Cancelled Stadia Never Found its Audience, Probably Didn’t Have One

On January 18, 2023, Google’s flagship cloud gaming platform Stadia will cease operating, just three years after its 2019 debut. The (admittedly novel) product has been a bit of a catastrophe for Google, following a lack of early features, complaints about lag, and, now, a need to reimburse everybody who bought into the project. There’s also a lot of useless plastic out there now destined for the garbage.

The Necessity of Equipment

Cloud gaming was always going to be a difficult sell, especially when faced with competition from Sony, Nintendo, Microsoft, and beloved PC developer Valve. However, it’s debatable whether Google was actually targeting regular gamers at all. The entire point of Stadia was that it removed the necessity of expensive hardware like graphics cards, emerging as a $129 dongle and gamepad from Google’s R&D labs.

That latter point – the necessity of equipment – turned out to be a problem, though. Players were seemingly reluctant to invest in new equipment for cloud gaming when rival services like Nvidia’s GeForce NOW don’t require anything other than an internet connection and a computer. In fact, GeForce NOW is free for hour-long sessions, with the more top-end experiences coming in at $15 a month. 

In reality, the people who want an inexpensive, hands-off style of gameplay are probably going to be attracted to mobile and RPG browser games, which provide a well-rounded gaming experience without the need to invest in more hardware. Like the long-dead Ouya, the Stadia was an odd mix of casual gaming and very real expense that didn’t resonate with its intended audience. 

Rent-a-Game Models

So, what does the termination of Google Stadia say about the wider cloud gaming industry? Interest in this area of entertainment is still very low – only 6% of consumer spending goes on cloud gaming – largely due to the fact that rent-a-game models like Xbox Game Pass are still less popular than outright purchases. Cloud gaming is also a streaming service (it’s basically a Netflix show that subscribers can interact with), which means that it’s at the mercy of internet speeds and data caps.
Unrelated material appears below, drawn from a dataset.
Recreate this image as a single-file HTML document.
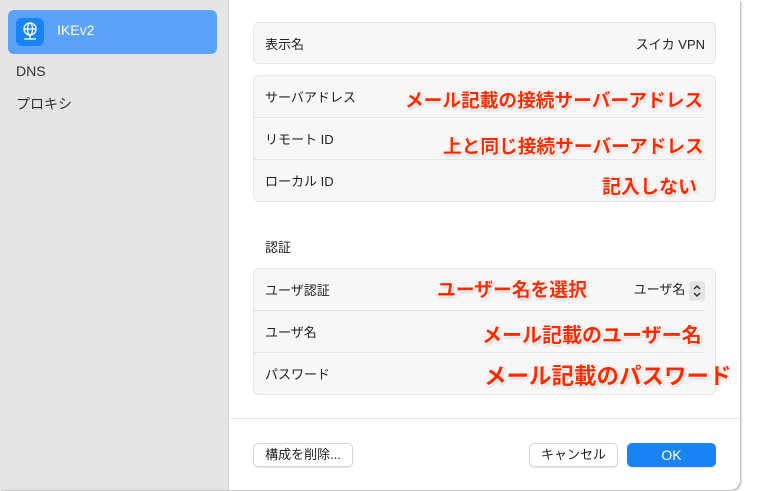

The previous issue is already a blight on multiplayer gaming (titles like Rocket League recommend against wireless internet in absolute terms), suggesting that cloud gaming platforms could be incompatible with online-first titles by default. This includes titles such as Fortnite and Call of Duty, as well as every MMO on the market. At this stage in its development, it’s actually quite difficult to work out what demographic cloud gaming is good for. 

One thing is certain – it’s not going away. Much of the gaming industry has been moving towards a subscription-based system, whether that’s month-long battle passes, pre-paid expansions, recurring microtransactions, or exclusive access to entire game libraries. Cloud gaming seems to exist at the junction of all these things, as a way for publishers to gain greater control over what players do with their games (e.g. preventing second-hand sales).

Overall, it’s probably best to refer to cloud gaming as an emerging, still-untested technology, rather than a failed experiment.